Alyce Mahon of the University of Cambridge asked Dali, "tell me Salvador Dali, are you God?" In her lecture she conveys that Dali replied: "Dali is intelligent. God is not."
Pilar Parcerisas of the Centre d’Art Santa Monica presented stills of the surrealist film Babaouo, written by Dali in 1932 but made in 1997 after Parcerisas’s adaptation. In her lecture she points to influences from Alfred Jarry and Raymond Roussel. Dali’s ironic story within a story is an exercise in anti-artistic cinema.

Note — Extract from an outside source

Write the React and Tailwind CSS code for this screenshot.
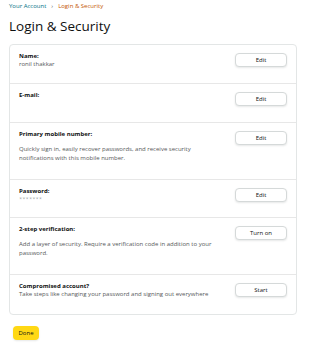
const rows = [
  { label: 'Name:', value: 'ronil thakkar', button: 'Edit', h: 'h-[39px]' },
  { label: 'E-mail:', value: '', button: 'Edit', h: 'h-[39px]' },
  {
    label: 'Primary mobile number:',
    desc: 'Quickly sign in, easily recover passwords, and receive security notifications with this mobile number.',
    button: 'Edit',
    h: 'h-[57px]',
  },
  { label: 'Password:', value: '*******', button: 'Edit', h: 'h-[38px]', thin: true },
  {
    label: '2-step verification:',
    desc: 'Add a layer of security. Require a verification code in addition to your password.',
    button: 'Turn on',
    h: 'h-[57px]',
  },
  {
    label: 'Compromised account?',
    value: 'Take steps like changing your password and signing out everywhere',
    button: 'Start',
    h: 'h-[39px]',
    last: true,
  },
]

function Row({ row }) {
  return (
    <div className={`flex ${row.h} gap-2 px-[9px] pt-[8px] ${row.last ? '' : 'border-b border-[#e7e7e7]'}`}>
      <div className="min-w-0 flex-1">
        <p className="text-[6px] font-bold leading-[7px] text-[#0f1111]">{row.label}</p>
        {row.value && (
          <p className={`text-[6px] leading-[8px] ${row.thin ? 'font-light text-[#8a8f8f]' : 'text-[#565959]'}`}>
            {row.value}
          </p>
        )}
        {row.desc && (
          <p className="mt-[7px] max-w-[206px] text-[6px] leading-[9px] text-[#565959]">{row.desc}</p>
        )}
      </div>
      <button
        type="button"
        className="h-[14px] w-[52px] shrink-0 rounded-[4px] border border-[#d5d9d9] bg-white text-[6px] text-[#0f1111] shadow-[0_1px_2px_rgba(213,217,217,0.6)]"
      >
        {row.button}
      </button>
    </div>
  )
}

export default function App() {
  return (
    <div className="min-h-[344px] w-[309px] bg-white px-[9px] pt-[3px] font-['Open_Sans',sans-serif]">
      <nav className="flex items-center gap-[5px] text-[6px] leading-[7px]">
        <span className="text-[#007185]">Your Account</span>
        <span className="text-[#565959]">›</span>
        <span className="text-[#c45500]">Login &amp; Security</span>
      </nav>
      <h1 className="mt-[7px] text-[13.5px] leading-[18px] text-[#0f1111]">Login &amp; Security</h1>
      <div className="mt-[9px] w-[288px] overflow-hidden rounded-[4px] border border-[#e3e6e6]">
        {rows.map((row) => (
          <Row key={row.label} row={row} />
        ))}
      </div>
      <button
        type="button"
        className="ml-[4px] mt-[11px] h-[14px] w-[26px] rounded-[4px] bg-[#ffd814] text-[6px] text-[#0f1111] shadow-[0_1px_2px_rgba(213,217,217,0.6)]"
      >
        Done
      </button>
    </div>
  )
}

The panel discussion "Emerging Perspectives on Late Dali," moderated by William Jeffett, started with Robert Cozzolino’s "Why are Salvador Dali’s "Late Works" his most Contentious." Other offerings were Jordi Falgas’ "The Other Madonna in Wisconsin: Dali’s Variation on El Greco" and Carmen Garcia de la Rasilla’s "Dali’s Autobiographical Metamorphosis" in which she analyzed his book The Secret Life of Salvador Dali in terms of narcissism and neuroticism. He referred to his paintings as "hand painted dream photographs." After reading the book myself I arrived at the conclusion that it is impossible not to admire this painter as a writer. Ultimately he communicates his snobbishness, self-adoration and fanaticism—in short a total picture of himself. He was a relentless self-promoter, ready at any moment to design theater sets, shop interiors, jewelry, as readily as he made paintings or films.
The evening continued with a reception and a gallery tour by Joan Kropf, the exhibition curator. "The Dali Centennial: An American Collection" (through September 26, 2004) consists of a retrospective from the museum’s permanent collection (plus a selection of rare and less frequently seen art) following a timeline from 1904 to 1989 features significant events in the artist’s career and life. Along with paintings and drawings there is also a selection of prints including Grasshopper Child (1933), several prints from Les Chants de Maldoror (1934), and the recent acquisition Limp Cranes and Cranium Harps (1935).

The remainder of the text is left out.